И вот я вижу себя в старом здании, не видавшем ремонта еще с совковых времен. Стою пришибленный и говорить не могу, заикаюсь, язык тогда у меня отказал. После того, как тела родителей увидел.
— Что за фамилия странная у тебя?
Баба толстая, сидит за столом, оформляет документы в детдом. Похожа на кусок колбасы, перетянутой веревкой, одно сплошное сало, которое вываливается из всех складок платья.
— Кац?! Фамилия странная. Не русский, что ль?!
Поправляет очки на своей жирной харе.
— Ты че, еще и немой?!
Отмахивается и продолжает выводить свои каракули в журнале. Механика и никакого сочувствия.
А у меня внутри все кровит и отец перед глазами в своем кабинете, белый халат, врачебная этика.
— Дмитрий Иванович, все пациенты на сегодня закончились.
— Спасибо, Майя, можете идти.
Поворачивается ко мне, снимает халат.
— Ну что, Ванюша, ты мне сегодня здорово помог.
— Бать, я все равно не буду врачом.
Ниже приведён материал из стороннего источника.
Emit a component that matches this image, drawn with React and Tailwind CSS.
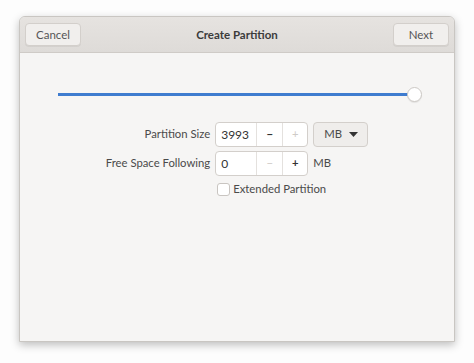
import React from "react";

export default function App() {
  return (
    <div
      className="w-[474px] h-[363px] bg-[#fdfdfd] pl-[19px] pt-[16px]"
      style={{ fontFamily: 'Lato, "Noto Sans", sans-serif' }}
    >
      <div className="w-[436px] h-[326px] flex flex-col bg-[#f6f5f4] border border-[#c9c6c2] rounded-t-[6px] shadow-[0_3px_9px_rgba(0,0,0,0.25)] overflow-hidden">
        {/* Header bar */}
        <div className="h-[36px] shrink-0 flex items-center justify-between px-[5px] bg-gradient-to-b from-[#e6e3e0] to-[#dedbd8] border-b border-[#cfcbc7]">
          <button className="w-[56px] h-[23px] rounded-[4px] border border-[#d3cfcb] bg-[#f1efed] text-[11.5px] text-[#555] shadow-[0_1px_0_rgba(0,0,0,0.05)]">
            Cancel
          </button>
          <div className="text-[11.5px] font-bold text-[#3b3b3b]">Create Partition</div>
          <button className="w-[56px] h-[23px] rounded-[4px] border border-[#d3cfcb] bg-[#f1efed] text-[11.5px] text-[#555] shadow-[0_1px_0_rgba(0,0,0,0.05)]">
            Next
          </button>
        </div>

        {/* Body */}
        <div className="flex flex-col items-center">
          {/* Slider */}
          <div className="w-full pl-[38px] pr-[32px] mt-[33px] h-[16px] flex items-center">
            <div className="flex-1 h-[3px] bg-[#3f7ccf]" />
            <div className="w-[15px] h-[15px] -ml-[7px] rounded-full bg-white border border-[#cdc9c5] shadow-[0_1px_1px_rgba(0,0,0,0.08)]" />
          </div>

          {/* Form grid */}
          <div className="mt-[20px] grid grid-cols-[auto_auto] gap-x-[5px] gap-y-[4px] items-center text-[11.3px] text-[#4a4a4a]">
            <div className="text-right">Partition Size</div>
            <div className="flex items-center gap-[5px]">
              <div className="flex h-[25px] border border-[#d3cfcb] rounded-[4px] bg-white">
                <div className="w-[40px] pl-[5px] flex items-center text-[#333] text-[12px]">3993</div>
                <div className="w-[26px] border-l border-[#e4e1de] flex items-center justify-center text-[#333] font-bold">−</div>
                <div className="w-[25px] border-l border-[#e4e1de] flex items-center justify-center text-[#cfcbc7]">+</div>
              </div>
              <div className="w-[55px] h-[25px] border border-[#d3cfcb] rounded-[4px] bg-[#efedeb] flex items-center justify-between pl-[10px] pr-[9px]">
                <span>MB</span>
                <svg width="9" height="5" viewBox="0 0 9 5">
                  <path d="M0 0 L9 0 L4.5 5 Z" fill="#333" />
                </svg>
              </div>
            </div>

            <div className="text-right">Free Space Following</div>
            <div className="flex items-center gap-[5px]">
              <div className="flex h-[25px] border border-[#d3cfcb] rounded-[4px] bg-white">
                <div className="w-[40px] pl-[5px] flex items-center text-[#333] text-[12px]">0</div>
                <div className="w-[26px] border-l border-[#e4e1de] flex items-center justify-center text-[#cfcbc7]">−</div>
                <div className="w-[25px] border-l border-[#e4e1de] flex items-center justify-center text-[#333] font-bold">+</div>
              </div>
              <span>MB</span>
            </div>

            <div />
            <div className="flex items-center gap-[3px] pl-[2px] mt-[1px]">
              <div className="w-[13px] h-[13px] rounded-[3px] border border-[#c9c5c1] bg-white" />
              <span>Extended Partition</span>
            </div>
          </div>
        </div>
      </div>
    </div>
  );
}
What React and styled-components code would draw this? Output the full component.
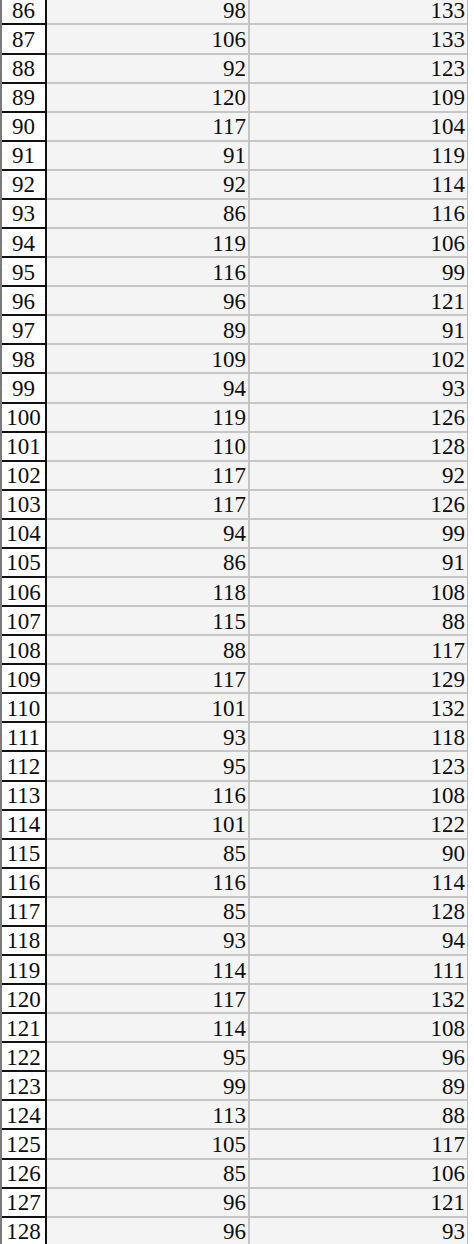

Хоть убей.
Пожимает широкими плечами и, взяв портфель, выходит. Иду рядом. Ненавижу жару. Комарья полно.
— И вообще, мама говорит, что тебя твой профессор за бугор звал, а ты тут прозябаешь, а мог бы миллионы зашибать, сейчас, говорят, время такое, что бабла немеряно люди за пару дел поднимают. Новые порядки в страну пришли.
Отец бросает на меня взгляд свысока, я ему еще сильно уступаю в росте.
— Как переводится твоя фамилия, Иван, знаешь?
Закатываю глаза и пожимаю плечами.
— Не начинай только.
— Праведник. Пусть сейчас хаос вокруг, но ты живи по своему закону, сын.
Смаргиваю наваждение и всматриваюсь в заплаканные зеленые глаза Авроры, в них, в этой зеленой яркости такая безнадежность. Не привык я к чувствам, а в девчонке их слишком много.
— Хватит на сегодня откровений.
Переворачиваюсь на спину и устремляю взгляд в потолок, рядом ощущаю движение, девчонка пытается отползти.
Вскидываю руку, ловлю нежное тело и прибиваю к себе.
— Пожалуйста, я хочу в свою комнату, мне нужно побыть одной.
— Сейчас ты успокоишься и заснешь.
Всхлипывает.
И мне бы ее отослать подальше, в другую комнату, или вообще вышвырнуть из своего дома, но от этой мысли все внутри вскипает протестом.
— Я тебя ненавижу, Иван, как же я тебя ненавижу.
Шепот, но в тишине темной комнаты звучит слишком громко.
— Спи.
Ворочается рядом, натягивает одеяло и, наконец, затихает, расслабляется и сама ко мне ластится во сне, а я смотрю на мерцающую во мраке золотом макушку, пальцы сами играют с локонами.
Ненависти в ней точно нет. Странная она. Аврора… Кукла с душой. Она не похожа ни на одну предыдущую. Она меняет мое отношение…
Разворачивается во сне и утыкается носом мне в плечо, обхватывает руками торс, подсознательно держится за меня, чтобы не упасть.